As others have mentioned, build a hashtable/map of objects to a list of their (direct) children.

From there you can easily lookup a list of direct children of your "target object", and then for each object in the list, repeat the process.

Here's how I did it in Java and using generics, with a queue instead of any recursion:

public static Set<Node> findDescendants(List<Node> allNodes, Node thisNode) {

    // keep a map of Nodes to a List of that Node's direct children
    Map<Node, List<Node>> map = new HashMap<Node, List<Node>>();

    // populate the map - this is O(n) since we examine each and every node
    // in the list
    for (Node n : allNodes) {

        Node parent = n.getParent();
        if (parent != null) {

            List<Node> children = map.get(parent);
            if (children == null) {
                // instantiate list
                children = new ArrayList<Node>();
                map.put(parent, children);
            }
            children.add(n);
        }
    }


    // now, create a collection of thisNode's children (of all levels)
    Set<Node> allChildren = new HashSet<Node>();

    // keep a "queue" of nodes to look at
    List<Node> nodesToExamine = new ArrayList<Node>();
    nodesToExamine.add(thisNode);

    while (nodesToExamine.isEmpty() == false) {
        // pop a node off the queue
        Node node = nodesToExamine.remove(0);

        List<Node> children = map.get(node);
        if (children != null) {
            for (Node c : children) {
                allChildren.add(c);
                nodesToExamine.add(c);
            }
        }
    }

    return allChildren;
}

The expected execution time is something between O(n) and O(2n), if I remember how to calculate that right. You're guaranteed to look at every node in the list, plus a few more operations to find all of the descendants of your node - in the worst case (if you run the algorithm on the root node) you are looking at every node in the list twice.

matt b
  • 138,234
  • 66
  • 282
  • 345
0

Your question is a little abstract, but nested sets (scroll down, might be a little too mysql-specific) might be an option for you. It's extremely fast for read operations, though any modifications are quite complex (and have to modify half the tree on average).
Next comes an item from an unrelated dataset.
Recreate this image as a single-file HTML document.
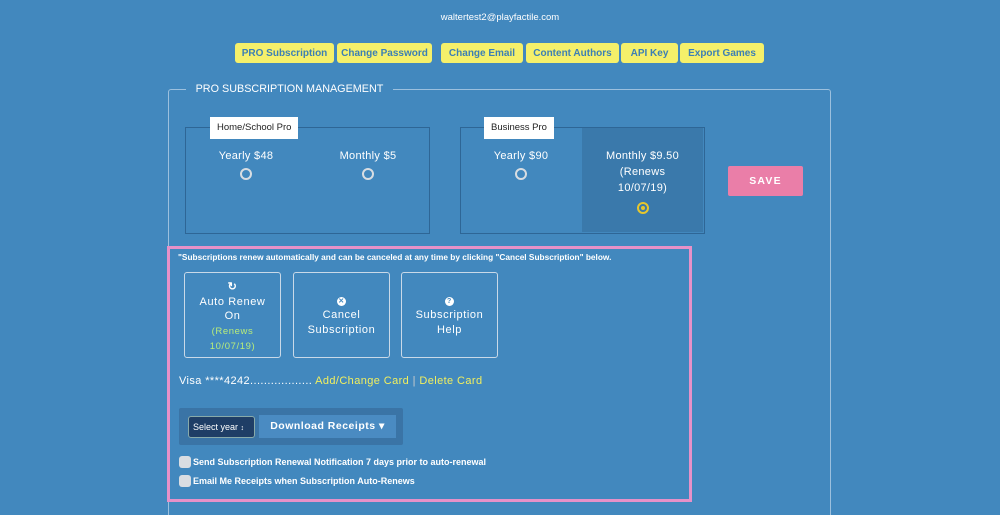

That requires the ability to modify your data structure, though. And I guess if you can modify the structure, you could just as well add references to child objects. If you can't modify the structure, I doubt there's anything faster than your ideas.

Matthias Winkelmann
  • 15,870
  • 7
  • 64
  • 76
0

Building a tree where the objects point to their immediate children would probably be the best approach, especially if you need to do future look-ups. Building the tree largely depends on the height of the original tree. At maximum, it would take O(n^2).

While you're building the tree, build a hashtable. The hashtable will make future searches for a particular object faster (O(1) vs. O(n)).

Ray Li
  • 2,311
  • 3
  • 17
  • 13